大和の国のこころ、万葉のこころ

不肖私がこよなく愛する『万葉集』の鑑賞blogです。

須磨の海女の塩焼き衣の・・・巻第4-630

訓読 >>>

須磨(すま)の海女(あま)の塩焼き衣(きぬ)の藤衣(ふぢごろも)間遠(まどほ)にしあればいまだ着なれず

 

要旨 >>>

須磨の海女が塩を焼くとき着る藤の衣(ころも)は、ごわごわした目の粗い着物なので、たまにしかまとう機会がなく、いまだにしっくりこない。

 

鑑賞 >>>

 題詞に「大網公人主(おほあみのきみひとぬし)が宴吟(えんぎん)の歌」とあり、古歌か自作かは分かりません。大網公人主は伝未詳。「須磨」は、神戸市須磨区一帯。「藤衣」は、藤の皮の繊維で織った海女の作業着、または庶民の衣服。上3句は新妻の譬えで、下2句は、藤衣の目が粗いことからまだ身体に馴染んでいない、すなわち、まだ打ち解けられない意を譬えています。

 

万葉集の三大部立て

雑歌(ぞうか)
 公的な歌。宮廷の儀式や行幸、宴会などの公の場で詠まれた歌。相聞歌、挽歌以外の歌の総称でもある。

相聞歌(そうもんか)
 男女の恋愛を中心とした私的な歌で、万葉集の歌の中でもっとも多い。

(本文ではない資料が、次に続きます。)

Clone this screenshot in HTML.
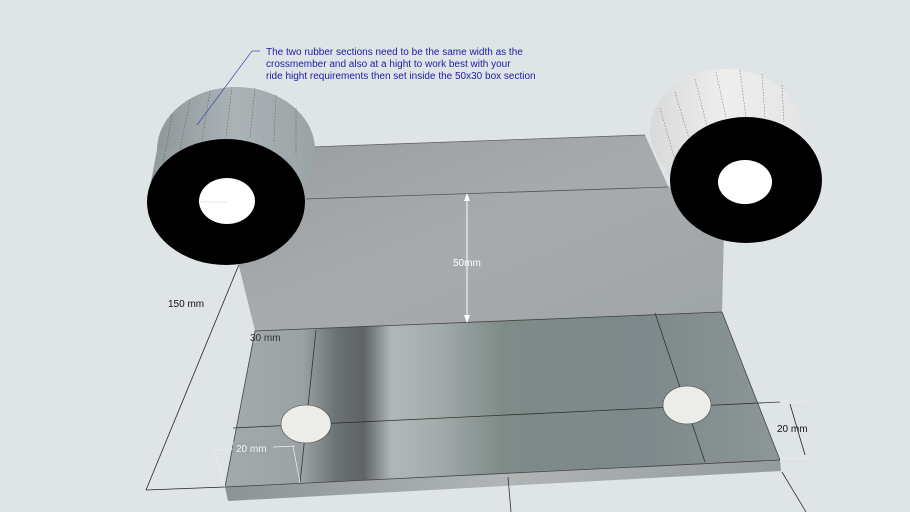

男女間以外に、友人、肉親、兄弟姉妹、親族間の歌もある。

挽歌(ばんか)
 死を悼む歌や死者を追慕する歌など、人の死にかかわる歌。挽歌はもともと中国の葬送時に、棺を挽く者が者が謡った歌のこと。

万葉集』に収められている約4500首の歌の内訳は、雑歌が2532首、相聞歌が1750首、挽歌が218首となっています。